Substitute Cn into Vn, from this, we can derive the volume formula for an n-dimensional sphere.

\( \begin{matrix}{V_{n}} & =Cn{R^{n}} \\ & =\frac{{π^{\frac{n}{2}}}}{Γ(\frac{n}{2}+1)}{R^{n}} \\ \end{matrix} \)

2. Asymptotic behavior

Reference: [3][4][5]

Stirling’s formula states that

\( Γ(n)∼\sqrt[]{2πn}{(\frac{n}{e})^{n}} \)

Substituting it into V_n(R) we obtain

\( {V_{n}}(R)∼\frac{{π^{n/2}}{R^{n}}}{\sqrt[]{2π(\frac{n}{2}+1)}{(\frac{\frac{n}{2}+1}{e})^{\frac{n}{2}+1}}} \)

From this, it is clear that V_n(R) goes to 0 as n goes to ∞. The intuitive explanantion for this is that as n becomes larger, V_n(R) occupies smaller proportion of space in the n-dimensional cube inscribing the n-dimensional sphere.

The sum of all even dimensional spheres of radius r.

Adding up the volume of all even dimensional unit spheres, we obtain

\( {V_{0}}(1)+{V_{2}}(1)+{V_{4}}(1)+...=\frac{{π^{0}}}{Γ(1)}+\frac{{π^{1}}}{Γ(2)}+\frac{{π^{2}}}{Γ(3)}+...=1+\frac{{π^{1}}}{1!}+\frac{{π^{2}}}{2!}+\frac{{π^{3}}}{3!}+...={e^{π}} \)

Proposition:

\( \sum _{k=0}^{∞}{V_{2k}}(r)={e^{π{r^{2}}}} \)

Proof:

Generally, when trying to connect something to the exponential function, it's probably good to consider the differential equation

\( {f^{ \prime }}(x)=cf(x) \)

which also is the key idea in this case.

We begin by considering the following facts: let a_n(r) denote the surface area of the n-dimensional sphere with radius r, then we have

(1) . \( {a_{n}}(r)=\frac{2{π^{\frac{n}{2}}}}{Γ(\frac{n}{2})}{r^{n-1}}=\frac{n{π^{\frac{n}{2}}}{r^{n-1}}}{Γ(\frac{n}{2}+1)}=\frac{d{V_{n}}(r)}{dr} \)

(2). \( {a_{n+1}}(r)=2πr{V_{n}}(r) \)

Let

\( S(r)=\sum _{k=0}^{∞}{V_{2k}}(r) \)

then we have

\( \begin{matrix}{S^{ \prime }}(r) & =0+{a_{1}}(r)+{a_{3}}(r)+⋯ \\ & =2πr\cdot 1+2πr{V_{2}}(r)+2πr{V_{4}}(r)⋯ \\ & =2πr(1+{V_{2}}(r)+{V_{4}}(r)+⋯) \\ & =2πr\cdot S(r) \\ \end{matrix} \)

which implies

\( S(r)={e^{π{r^{2}}}} \)

3. Conclusion

In conclusion, this paper explores the methods for deriving the volume of n-dimensional spheres, presenting two distinct approaches.
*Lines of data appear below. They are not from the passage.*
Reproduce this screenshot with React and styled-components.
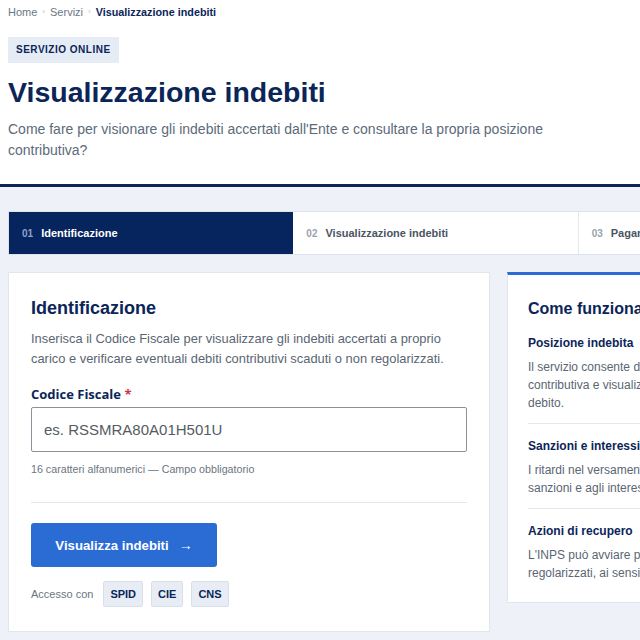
import React from 'react';
import styled, { createGlobalStyle } from 'styled-components';

const GlobalStyle = createGlobalStyle`
  html, body {
    margin: 0;
    padding: 0;
    overflow: hidden;
    background: #eef2f8;
    font-family: "Liberation Sans", Arial, sans-serif;
  }
`;

const steps = [
  { n: '01', label: 'Identificazione', active: true },
  { n: '02', label: 'Visualizzazione indebiti' },
  { n: '03', label: 'Pagamento e regolarizzazione' },
];

const infoItems = [
  {
    title: 'Posizione indebita',
    lines: [
      'Il servizio consente di verificare la propria posizione',
      'contributiva e visualizzare gli importi posti a',
      'debito.',
    ],
  },
  {
    title: 'Sanzioni e interessi',
    lines: [
      'I ritardi nel versamento dei contributi danno luogo alle',
      'sanzioni e agli interessi previsti dalla normativa.',
    ],
  },
  {
    title: 'Azioni di recupero',
    lines: [
      "L'INPS può avviare procedure di recupero per i debiti non",
      'regolarizzati, ai sensi di legge.',
    ],
  },
];

export default function App() {
  return (
    <>
      <GlobalStyle />
      <Header>
        <Breadcrumb>
          <Crumb>Home</Crumb>
          <Sep>›</Sep>
          <Crumb>Servizi</Crumb>
          <Sep>›</Sep>
          <Crumb current>Visualizzazione indebiti</Crumb>
        </Breadcrumb>
        <Badge>SERVIZIO ONLINE</Badge>
        <Title>Visualizzazione indebiti</Title>
        <Lead>
          Come fare per visionare gli indebiti accertati dall'Ente e consultare la propria posizione
          contributiva?
        </Lead>
      </Header>

      <Main>
        <Stepper>
          {steps.map((s) => (
            <Step key={s.n} active={s.active}>
              <StepNum active={s.active}>{s.n}</StepNum>
              <StepLabel active={s.active}>{s.label}</StepLabel>
            </Step>
          ))}
        </Stepper>

        <Columns>
          <FormCard>
            <CardTitle>Identificazione</CardTitle>
            <Intro>
              Inserisca il Codice Fiscale per visualizzare gli indebiti accertati a proprio
              carico e verificare eventuali debiti contributivi scaduti o non regolarizzati.
            </Intro>
            <Label htmlFor="cf">
              Codice Fiscale <Req>*</Req>
            </Label>
            <Input id="cf" type="text" placeholder="es. RSSMRA80A01H501U" />
            <Hint>16 caratteri alfanumerici — Campo obbligatorio</Hint>
            <Divider />
            <Button type="button">Visualizza indebiti<Arrow>→</Arrow></Button>
            <Access>
              <AccessLabel>Accesso con</AccessLabel>
              <Chip>SPID</Chip>
              <Chip>CIE</Chip>
              <Chip>CNS</Chip>
            </Access>
          </FormCard>

          <InfoCard>
            <InfoTitle>Come funziona</InfoTitle>
            {infoItems.map((it, i) => (
              <InfoItem key={it.title} last={i === infoItems.length - 1}>
                <ItemTitle>{it.title}</ItemTitle>
                <ItemText>
                  {it.lines.map((l) => (
                    <Line key={l}>{l}</Line>
                  ))}
                </ItemText>
              </InfoItem>
            ))}
          </InfoCard>
        </Columns>
      </Main>
    </>
  );
}

const Header = styled.header`
  background: #ffffff;
  padding: 4px 8px 23px;
  border-bottom: 3px solid #0b2559;
`;

const Breadcrumb = styled.nav`
  display: flex;
  align-items: center;
  gap: 5px;
  font-size: 11px;
  line-height: 16px;
`;

const Crumb = styled.span`
  color: ${(p) => (p.current ? '#0b2559' : '#6b7785')};
  font-weight: ${(p) => (p.current ? 700 : 400)};
  font-size: ${(p) => (p.current ? '10.8px' : '11px')};
`;

const Sep = styled.span`
  color: #b6bec8;
  font-size: 8px;
`;

const Badge = styled.div`
  display: inline-block;
  margin-top: 17px;
  padding: 0 8px;
  height: 26px;
  line-height: 26px;
  background: #e6ecf5;
  color: #0b2559;
  font-size: 10px;
  font-weight: 700;
  letter-spacing: 0.5px;
`;

const Title = styled.h1`
  margin: 12px 0 0;
  font-size: 28.5px;
  line-height: 34px;
  font-weight: 700;
  color: #0b2559;
`;

const Lead = styled.p`
  margin: 10px 0 0;
  max-width: 600px;
  font-size: 14px;
  line-height: 21px;
  color: #5c6b7a;
`;

const Main = styled.main`
  padding: 24px 8px 20px;
  width: 855px;
`;

const Stepper = styled.div`
  display: grid;
  grid-template-columns: repeat(3, 1fr);
  background: #ffffff;
  border: 1px solid #dde3eb;
`;

const Step = styled.div`
  display: flex;
  align-items: center;
  gap: 8px;
  height: 42px;
  padding: 0 13px;
  background: ${(p) => (p.active ? '#06245e' : '#ffffff')};
  border-left: ${(p) => (p.active ? 'none' : '1px solid #e3e8ef')};
  &:nth-child(2) {
    border-left: none;
  }
`;

const StepNum = styled.span`
  font-size: 10px;
  font-weight: 700;
  color: ${(p) => (p.active ? '#8ea3c9' : '#9aa3ad')};
`;

const StepLabel = styled.span`
  font-size: 11px;
  font-weight: 700;
  color: ${(p) => (p.active ? '#ffffff' : '#4b5563')};
`;

const Columns = styled.div`
  display: grid;
  grid-template-columns: 482px 1fr;
  gap: 17px;
  margin-top: 17px;
  align-items: start;
`;

const FormCard = styled.section`
  background: #ffffff;
  border: 1px solid #e1e6ed;
  padding: 24px 22px 24px;
`;

const CardTitle = styled.h2`
  margin: 0;
  font-size: 18px;
  line-height: 22px;
  font-weight: 700;
  color: #0b2559;
`;

const Intro = styled.p`
  margin: 10px 0 0;
  font-size: 12.9px;
  line-height: 19.5px;
  color: #5a6673;
`;

const Label = styled.label`
  display: block;
  margin-top: 18px;
  font-family: "Open Sans", "Noto Sans", sans-serif;
  font-size: 13px;
  line-height: 17px;
  font-weight: 700;
  color: #0b2559;
`;

const Req = styled.span`
  color: #d1343a;
`;

const Input = styled.input`
  display: block;
  box-sizing: border-box;
  width: 100%;
  height: 45px;
  margin-top: 4px;
  padding: 0 12px;
  border: 1px solid #8c9299;
  border-radius: 2px;
  font-family: "Liberation Sans", Arial, sans-serif;
  font-size: 15px;
  color: #333;
  &::placeholder {
    color: #555c63;
  }
`;

const Hint = styled.div`
  margin-top: 10px;
  font-size: 10.7px;
  line-height: 14px;
  color: #6b7580;
`;

const Divider = styled.hr`
  margin: 26px 0 0;
  border: none;
  border-top: 1px solid #e3e7ec;
`;

const Button = styled.button`
  display: flex;
  align-items: center;
  justify-content: center;
  margin-top: 20px;
  width: 186px;
  height: 44px;
  border: none;
  border-radius: 3px;
  background: #2b6cd4;
  color: #ffffff;
  font-family: "Liberation Sans", Arial, sans-serif;
  font-size: 13.2px;
  font-weight: 700;
  cursor: pointer;
`;

const Arrow = styled.span`
  margin-left: 10px;
  font-size: 14px;
  font-weight: 400;
`;

const Access = styled.div`
  display: flex;
  align-items: center;
  gap: 8px;
  margin-top: 14px;
`;

const AccessLabel = styled.span`
  font-size: 11px;
  color: #6b7580;
  margin-right: 2px;
`;

const Chip = styled.span`
  display: inline-flex;
  align-items: center;
  height: 24px;
  padding: 0 6px;
  background: #e8edf5;
  border: 1px solid #d8dfe9;
  border-radius: 2px;
  font-size: 11px;
  font-weight: 700;
  color: #0b2559;
`;

const InfoCard = styled.aside`
  background: #ffffff;
  border: 1px solid #e1e6ed;
  border-top: 3px solid #2b6cd4;
  padding: 23px 20px 8px;
`;

const InfoTitle = styled.h3`
  margin: 0 0 1px;
  font-size: 16px;
  line-height: 22px;
  font-weight: 700;
  color: #0b2559;
`;

const InfoItem = styled.div`
  padding: 14px 0 ${(p) => (p.last ? '12px' : '11px')};
  border-bottom: ${(p) => (p.last ? 'none' : '1px solid #e3e7ec')};
`;

const ItemTitle = styled.h4`
  margin: 0;
  font-size: 12px;
  line-height: 16px;
  font-weight: 700;
  color: #0b2559;
`;

const ItemText = styled.p`
  margin: 7px 0 0;
  font-size: 12px;
  line-height: 18px;
  color: #5a6673;
`;

const Line = styled.span`
  display: block;
  white-space: nowrap;
`;
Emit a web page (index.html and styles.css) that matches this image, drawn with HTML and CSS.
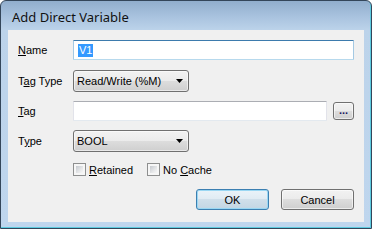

By leveraging both Cartesian and spherical coordinates, we successfully obtained the general formula and analyzed the asymptotic behavior as the number of dimensions approaches infinity. Notably, as n increases, the volume of n-dimensional spheres tends to zero, offering a geometric interpretation of diminishing space occupation. Moreover, the sum of volumes of all even-dimensional spheres of a fixed radius connects intriguingly with the exponential function through a differential equation, highlighting potential applications in higher-dimensional mathematics and physics.